St. Cloud State students denounce recurrent hate crimes


According to officials, at least seven racist graffiti have been found in two St. Cloud State University (SCSU) residence halls since school began last month.

In one incident, the initials KKK were discovered written on the wall of a residence hall elevator. According to SCSU President Earl Potter, it was supposedly written as a joke to three female residents whose first names start with “K.”

“It wasn’t funny,” noted Potter, who added that this and other recent incidents involving swastikas written on walls are not considered hate crimes: ”There is nothing that reaches the standard of a [hate] crime… They clearly have the marks of a ‘We’re going to show you’ behavior,” said the president.

The incidents are creating a hateful atmosphere on campus, said second-year student Ernest Shelley. On September 23, Shelley helped organize a “Speak Out” at Atwood Memorial Center in which he, Potter, and other students and faculty spoke out against such hate.

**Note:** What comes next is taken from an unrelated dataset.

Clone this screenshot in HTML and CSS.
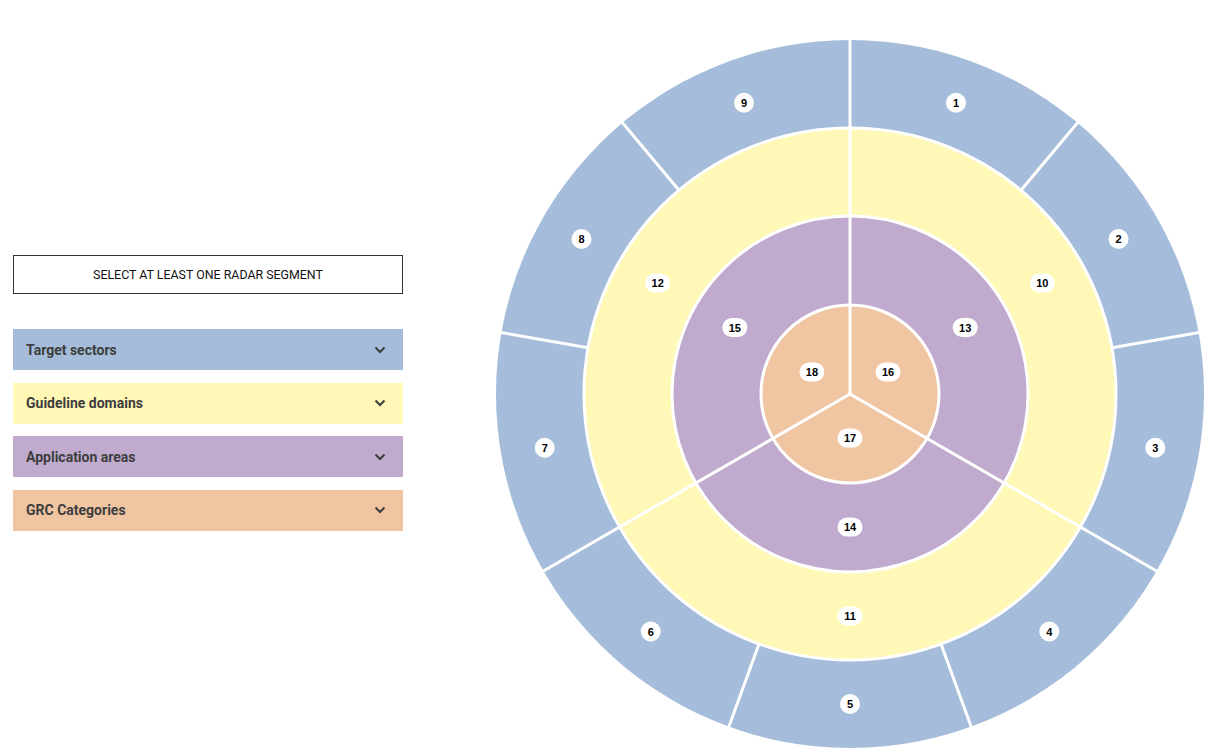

“These acts are not just against minority students, but it is a threat against St. Cloud State University as a whole,” said Shelley.

People who may know who is responsible for these acts should come forward, Potter told the student crowd. “If there is somebody who does something, there are other people on campus who know about that,” the president noted.

He understands that coming forward in such a way “is a complicated thing” that often goes against the present youth culture. “Often there are dynamics within the whole community…and reasons that the sharing of the information might not be wise.

“Sometimes they are afraid of personal retribution [either from administrators or fellow students],” Potter continued. “Sometimes people are concerned about their personal safety. Sometimes they don’t come forward because they don’t trust us in the administration.”

Shelley, cultural diversity chair of St. Cloud State’s student government association, said he doesn’t think school administrators are doing enough in this matter. Potter disagreed: After the swastikas incidents, “We brought the police to interview every resident, and that behavior seems to have quieted,” he pointed out. “[We] are dealing very proactively with each incident as it occurs.”

As a result of these and several other such incidents during the previous year, an uneasy campus atmosphere currently pervades St. Cloud State. “It’s really, really bad,” noted junior Queania Bream of Milwaukee.

“[School officials] tell us that [these incidents] are going on, but what are they doing about it?” asked second-year student Chinonye Cece of Arkansas.

Whoever is committing these acts should be expelled from school, said Shelley, who suggests that more video cameras be installed in campus buildings.

“I agree with all those who decry hateful acts and decry racism,” Potter declared. “I completely agree that any time a hateful symbol is placed on our university campus in any way, it damages our community. It hurts some more than others.”

According to Bream, her sister, who is a sophomore this year, “and some of her friends are [seriously thinking about] transferring” to another college because St. Cloud State isn’t “a welcoming campus.”

Several young Black women who live on campus “feel uncomfortable and unwelcome,” said sophomore Danielle Bennett of Queens, New York. “When they go into the restrooms and are doing their hair, they get funny looks, or the bathroom clears out all of a sudden,” she said. She, too, has heard some talk of leaving, but Bennett said she advises against this.

“Maybe they should stay and make a change,” Bennett surmised. “[They should join] with us people who are trying to have an imprint on this institution for future generations that will be coming here.”

However, Bootsie Anderson of Minneapolis, who also spoke to the student crowd, wondered out loud why St. Cloud State isn’t more welcoming to Blacks and other students of color. “This has been going on since way prior to 1991 when my daughter was here,” said Anderson, who added that her daughter left SCSU after a year and a half because of racism. “Why is this still going on? Is the president that ineffective or has that little power?”

Dr. Tamrat Tademe, a 20-year SCSU professor, complained that the school doesn’t do enough to help Blacks and students of color once they arrive on campus. “We have not developed a strategy on this campus to embrace people,” he explained.

“The president of this institution is at a moral crossroad. He has to decide [if he is] going to succumb to the pressure of image management. I believe [Potter] is a good person and his heart is in the right place.”

“We [need] to come up with some kind of model or direction toward change,” said Jarrod Hall, who is in his second year of teaching at SCSU.

SCSU is for fairness for all, even for those who disagree, Potter said. “We will have conflict, but our strength is how we deal with this conflict.” He added that using hateful symbols as an expression of freedom of speech is wrong.

“I can’t create a free speech code to deny people from doing that, but I can create a community dialogue that abhors that behavior. That is what I intend to do,” Potter said.

Breme would like to see that happen before she graduates next fall: “I’d like to see change on campus at least for the remaining time I am going to be here,” she said, “but I know it is not going to happen overnight.”

“It is not about making St. Cloud State look good,” concluded Tademe. “It’s about standing for what is right in 2008.”